Ask HN: Should you commit package-lock.json? - wawhal
Hello HN,<p>We are trying to decide if we should commit package-lock to version control for our JavaScript project.<p>It is generally considered a good practice to commit package-lock to version control to avoid breaking anything due to the dependency updates and thus we have been committing it till now.<p>However, we are facing some problems. Everytime we run `npm install`, package-lock is overwritten whenever a new version is detected from `^` in package.json. This causes a lot of merge conflicts which are impractical to merge in the long run.<p>We were thinking of freezing the dependency versions in `package.json` itself and update them only when we really need to update them. In this way, we do not need to maintain package-lock. But this does not let us auto update the deps with incremental bug fixes that are released in the minor versions.<p>What do you people think?
======
xyzzy123
For an application, yes, commit the lock file. TL:DR; use “npm ci”, not “npm
i”.

This has several benefits; a) You know if a test fails, you broke something.
Not a bug caused by dep shift. b) Your team is using same versions of deps
during dev (reduces “works on my computer” moments) c) Your builds are more
reproducible. You can be more confident that you can exactly build say, last
month’s version of the app and have it work the same way it did back then.
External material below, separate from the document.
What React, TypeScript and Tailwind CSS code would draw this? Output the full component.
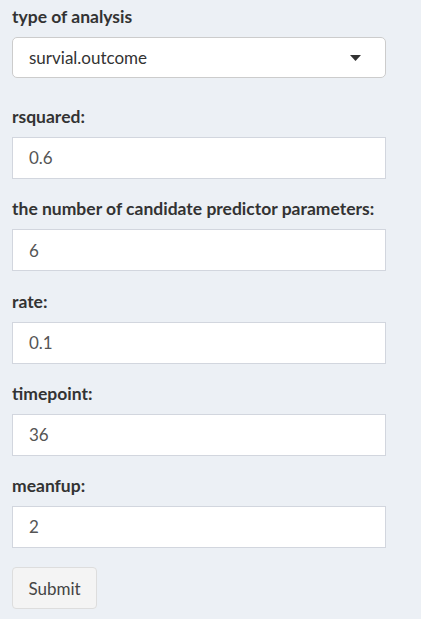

Re: the noise problem, recommend using “npm ci” as the default and “npm i”
only where you’re planning to update deps. This is less work than “freezing”
stuff in package.json and also addresses the problem of transitive deps (the
deps if your deps, which you would not really want to put in package.json
anyway).

Use npm audit to detect stuff that _needs_ updating and treat periodic dep
updates as a janitorial task. When you do updates, make a PR with just the dep
updates (plus any changes needed for them to work) and make sure all the tests
pass. You can mostly automate this.

As a side note, the docs explicitly call out that the file is intended to be
committed: [https://docs.npmjs.com/files/package-
lock.json](https://docs.npmjs.com/files/package-lock.json)

------
quantummkv
Have you looked at yarn? From my experience yarn does not change its lock file
unless you explicitly change your dependencies.